Can a controller help with year-end preparation?
Year-end preparation is exactly where controller-level expertise matters most. The work involves judgment calls that go beyond basic bookkeeping, and getting it wrong creates problems that surface during tax preparation when fixing them costs more.
A controller reviews all balance sheet accounts to verify accuracy before year-end. This means confirming accounts receivable matches actual outstanding invoices, accounts payable reflects real obligations, and asset balances reconcile to supporting schedules. Balance sheet errors are the most common issues that accountants find when they receive books for tax preparation, and they delay filings and increase fees.
Accruals and deferrals require proper treatment at year-end. Revenue received but not yet earned needs deferral. Expenses incurred but not yet billed need accrual. Prepaid expenses need proper allocation between current year and next. A controller knows which transactions need adjusting entries and how to document them correctly.
Reconciliations should be current and complete through December. Bank accounts, credit cards, loans, and intercompany accounts all need to tie out. A controller reviews reconciliations performed by internal staff, catches discrepancies, and ensures nothing is hiding in reconciling items that should have been resolved.
Depreciation schedules need updating for any asset additions, disposals, or adjustments during the year. The year-end entry needs to reflect the correct depreciation expense for the full year. This is easy to overlook when bookkeeping staff focuses on day-to-day transactions.
Workpapers for your tax accountant save time and money. A controller prepares schedules that support key account balances, documenting what’s in each account and why. When your CPA can review organized workpapers instead of digging through transaction detail, tax preparation goes faster and costs less.

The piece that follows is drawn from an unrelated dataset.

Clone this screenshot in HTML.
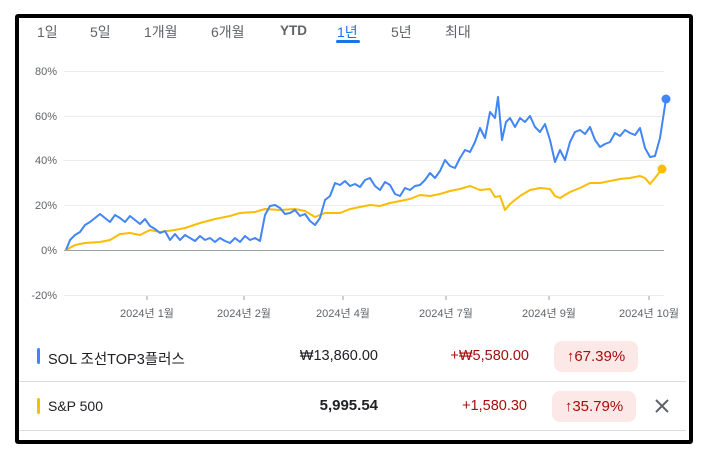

The reality is that year-end preparation should be straightforward if monthly close processes have been solid all year. Controller oversight throughout the year means adjusting entries happen monthly rather than piling up in December. Reconciliations stay current. Issues get caught and fixed when they’re fresh instead of discovered twelve months later during year-end review.
Businesses without proper monthly close often face a December scramble. The controller or accountant has to reconstruct what happened throughout the year, make months of adjusting entries at once, and clean up accumulated errors. This takes longer, costs more, and increases the risk of missing something.
If you have internal bookkeeping staff handling transactions, a controller reviewing their work at year-end catches errors before they reach your tax preparer. Things like incorrectly classified expenses, missing accruals, or balance sheet accounts that don’t tie to supporting detail. These corrections need to happen before books are finalized.
For South Florida businesses working with controller services in Boca Raton, year-end preparation typically includes a final review meeting to discuss any unusual items, confirm treatment of significant transactions, and verify the books are ready to hand off for tax preparation. The goal is clean financials that close the year accurately and give your CPA what they need without back-and-forth questions.
Year-end preparation is not optional work. Someone has to do it. The question is whether it’s done proactively by someone with controller-level judgment or reactively by a tax accountant billing premium rates to fix problems that should have been handled earlier.